With a newfound set of social media friends, who also happen to be females and fans of the game, I started learning. I read more about women in sports, and I read more by women in sports. It was really kind of sad, realizing how few there are, how hard the paths they’ve chosen have been, how much — but really how little — has changed over time, and how blissful my life of naïvete had been compared to the world I’d had my eyes opened to.

They opened wider when I had my first and only chance to live my dream of being a part of Baseball Canada. With help wanted to fill the role of a press officer with the Women’s National Team, I got to join Team Canada, traveling to Vancouver and Japan and experiencing international baseball more closely and more personally than I ever could have asked for. That was fantastic, but being introduced to the hardships of female athletes firsthand was like a pinprick bursting and deflating the cloud I was on and the force of gravity sending me crashing back to earth.

There is no way to overstate the disadvantages women at the highest level of their sport have in comparison to men. Just for starters, every single woman on that team had a full-time obligation outside of baseball. There were doctors, students, teachers, yoga instructors, logging engineers, all using vacation time or falling behind at work or school to live the dream and try to win a gold medal at the World Cup. They didn’t have the sponsorships the men’s teams had, the money, the coverage, the interest, or the support. Most people I’ve talked to about my experience didn’t even know women’s baseball existed.

With my eyes open, I found more questions than answers. Could I ever work hard enough? Was the reason I haven’t been able to find a full-time job in the industry so simple? Would anything change in my lifetime? Things certainly have gotten better, barriers have been broken, and I’m fortunate to be where I am, but will I be forced to put a cap on my ambition? Have I reached my ceiling?

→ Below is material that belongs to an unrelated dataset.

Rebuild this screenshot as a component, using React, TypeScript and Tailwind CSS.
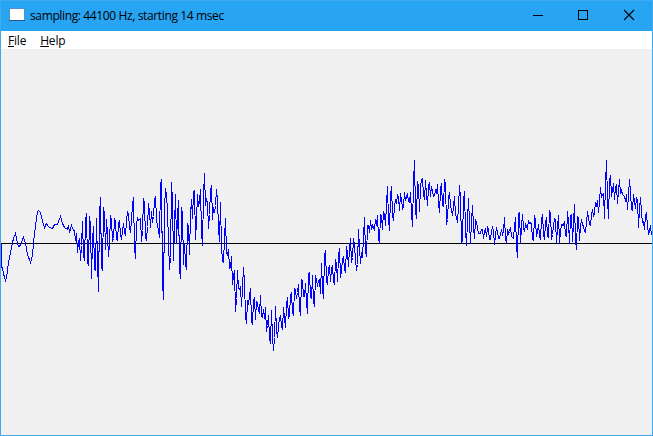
const WAVE = `
1,243 1,266 2,268 3,273 4,277 5,280 6,277 7,270 8,262 10,252 12,242 13,238 15,233 17,243 18,246 20,245 22,239 23,237
25,243 27,254 30,262 32,255 33,242 35,225 37,211 38,210 40,212 42,221 44,227 46,223 48,226 51,228 52,228 54,224
57,224 58,221 60,216 62,223 64,227 67,229 68,225 69,232 71,225 73,230 74,230 75,240 76,233 77,252 78,241 79,238
80,260 81,245 82,221 83,255 84,260 85,220 86,213 87,262 88,265 89,216 90,225 91,278 92,240 93,226 94,268 95,270
96,218 97,261 98,291 99,214 100,197 101,267 102,270 103,207 104,214 105,249 106,219 107,234 108,256 109,243
110,215 111,220 112,241 113,238 114,219 115,221 116,239 117,240 118,223 119,221 120,233 121,239 122,231 123,223
124,232 125,235 126,220 127,212 128,214 129,227 130,232 131,220 132,204 133,197 134,247 135,258 136,224 137,217
138,220 140,218 141,241 142,230 143,198 144,203 145,237 146,240 147,226 148,203 149,212 150,227 151,211 152,222
153,216 154,199 155,196 156,219 157,225 158,229 159,237 160,185 161,179 162,281 163,299 164,207 165,188 166,195
167,210 168,242 169,269 170,257 171,182 172,200 173,260 174,225 175,194 176,243 177,215 178,200 179,268 180,278
181,207 182,214 183,264 184,243 185,263 186,269 187,223 188,226 189,254 190,215 191,199 192,218 193,192 194,190
195,239 196,220 197,194 198,206 199,201 200,189 201,231 202,245 203,195 204,173 205,205 206,198 207,203 208,228
209,214 210,190 211,185 212,219 213,207 214,212 215,205 216,189 217,199 218,228 219,241 220,202 221,247 222,260
223,262 224,238 225,218 226,252 227,254 228,249 229,268 230,267 231,256 232,284 233,276 234,270 235,311 236,298
237,270 238,288 239,289 240,287 241,306 242,287 243,267 244,282 245,315 246,323 247,301 248,303 249,296 250,288
251,320 252,324 253,300 254,298 255,319 256,301 257,302 258,310 259,312 260,295 261,316 262,317 263,309 264,318
265,307 266,331 267,325 268,315 269,338 270,343 271,310 272,336 273,350 274,337 275,306 276,329 277,337 278,326
279,318 280,315 281,326 282,328 283,307 284,318 285,327 286,305 287,297 288,318 289,314 290,295 291,292 292,312
293,315 294,288 295,290 296,298 297,292 298,284 299,308 300,315 301,279 302,281 303,296 304,296 305,283 306,302
307,313 308,274 309,272 310,297 311,298 312,275 313,301 314,306 315,275 316,279 317,286 318,280 319,279 320,293
321,263 322,288 323,298 324,255 325,250 326,281 327,284 328,268 329,266 330,281 331,268 332,266 333,280 334,284
335,259 336,264 337,281 338,256 339,248 340,277 341,271 342,259 343,256 344,268 345,272 346,246 347,252 348,266
349,248 350,238 351,262 352,257 353,238 354,245 355,259 356,270 357,264 358,229 359,248 360,263 361,252 362,257
363,236 364,217 365,250 366,256 367,225 368,225 369,232 370,220 371,229 372,225 373,227 374,229 375,219 376,225
377,215 378,237 379,243 380,214 381,216 382,229 383,211 384,214 385,225 386,203 387,186 388,219 389,230 390,196
391,186 392,215 393,220 394,206 395,199 396,203 397,195 398,197 399,210 400,193 401,199 402,208 403,206 404,192
405,200 406,196 407,193 408,201 409,202 410,192 411,213 412,226 413,182 414,160 415,210 416,218 417,181 418,185
419,211 420,187 421,179 422,178 423,194 424,199 425,180 426,194 427,205 428,186 429,182 430,196 431,186 432,190
433,196 434,195 435,190 436,193 437,184 438,203 439,212 440,189 441,183 442,205 443,206 444,179 445,183 446,224
447,219 448,198 449,192 450,204 451,210 452,215 453,206 454,196 455,214 456,217 457,222 458,206 459,185 460,197
461,243 462,239 463,200 464,191 465,230 466,245 467,220 468,198 469,222 470,243 471,220 472,205 473,226 474,238
475,219 476,222 477,227 478,233 480,233 481,229 482,229 483,238 484,231 485,228 486,236 487,227 488,229 489,239
490,239 491,231 492,226 493,231 494,244 495,235 496,227 497,231 498,238 499,238 500,234 501,229 502,234 503,231
504,217 505,237 506,243 507,229 508,233 509,231 510,227 511,236 512,237 513,238 514,226 515,217 516,245 517,257
518,214 519,212 520,243 521,226 522,214 523,227 524,231 525,224 526,226 527,228 528,220 529,223 530,222 531,224
532,239 533,240 534,215 535,220 536,236 537,231 538,224 539,235 540,239 541,219 542,214 543,233 544,239 545,222
546,217 547,236 548,237 549,210 550,213 551,239 552,234 553,226 554,218 555,219 556,243 557,226 558,215 559,242
560,231 561,224 563,225 564,221 565,235 566,236 567,211 568,221 569,243 570,216 571,214 572,241 573,222 574,204
575,240 576,249 577,216 578,217 579,240 580,226 581,219 582,224 583,226 584,231 585,232 586,222 587,211 588,217
589,224 590,225 591,215 592,209 593,216 594,212 595,202 596,205 597,200 598,212 599,201 600,187 601,197 602,194
603,193 604,218 605,183 606,160 607,199 608,218 609,180 610,175 611,196 612,190 613,183 614,199 615,187 616,185
617,203 618,190 619,179 620,193 621,190 622,194 624,196 625,201 626,194 627,209 628,195 629,179 630,192 631,209
632,210 633,194 634,200 635,208 636,197 637,200 638,227 639,208 640,197 641,212 642,222 643,221 644,229 645,215
646,213 647,225 648,234 649,230 650,225 651,235`;

const MENUS = ["File", "Help"];

const TitleBar = () => {
  return (
    <header className="flex h-[30px] shrink-0 items-center bg-[#27a4f2] pl-2">
      <svg
        className="-mt-0.5"
        width="16"
        height="14"
        viewBox="0 0 16 14"
        shapeRendering="crispEdges"
      >
        <rect width="16" height="13" fill="#4a93d4" />
        <rect y="12" width="16" height="1" fill="#245a96" />
        <rect x="1" y="1" width="14" height="11" fill="#fffefa" />
      </svg>
      <span className="ml-[5px] flex-1 whitespace-nowrap text-[12px] tracking-[-0.37px] text-black">
        sampling: 44100 Hz, starting 14 msec
      </span>
      <svg width="144" height="30" viewBox="508 1 144 30" fill="none" stroke="#000">
        <path d="M533 15.5h10M578.5 10.5h9v9h-9z" shapeRendering="crispEdges" />
        <path d="M624 10l10 10M634 10l-10 10" strokeWidth="1.1" />
      </svg>
    </header>
  );
};

const MenuBar = () => {
  return (
    <nav className="flex h-[18px] shrink-0 items-center gap-[14px] bg-white pl-[7px] text-[12px] leading-[18px] tracking-[-0.2px] text-black">
      {MENUS.map((name) => (
        <span key={name} className="pt-[2px]">
          <span className="underline underline-offset-1">{name[0]}</span>
          {name.slice(1)}
        </span>
      ))}
    </nav>
  );
};

const App = () => {
  return (
    <div className="flex h-[436px] w-[653px] flex-col overflow-hidden border border-[#3eaaf0] bg-[#f0f0f0] font-['Open_Sans',sans-serif]">
      <TitleBar />
      <MenuBar />
      <svg
        width="651"
        height="386"
        viewBox="1 49 651 386"
        fill="none"
        shapeRendering="crispEdges"
      >
        <path d="M1 243.5h651" stroke="#000" />
        <polyline points={WAVE} transform="translate(0.5 0.5)" stroke="#00f" />
      </svg>
    </div>
  );
};

export default App;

When I have these kinds of thoughts, more often now than when I was living in my ignorant world of bliss, I am discouraged. And more discouraged when faceless, cowardly men, by email or via social media, ask me how many sexual favors I offered in order to achieve what little I have. I think of the hours I’ve logged at the ballpark, in my car on the way to another minor league town, on my computer transcribing and trying to battle writer’s block, checking box scores on my phone, waiting outside a locker room for an interview, watching games, batting practices, scout days, bureau camps. I think of the stock I’ve put in various mediums of acceptance – does this writer follow me on Twitter? Would this person come to me for information on a topic I know the most about? Does this guy in the industry even know I exist? Am I only here to hit the female quota?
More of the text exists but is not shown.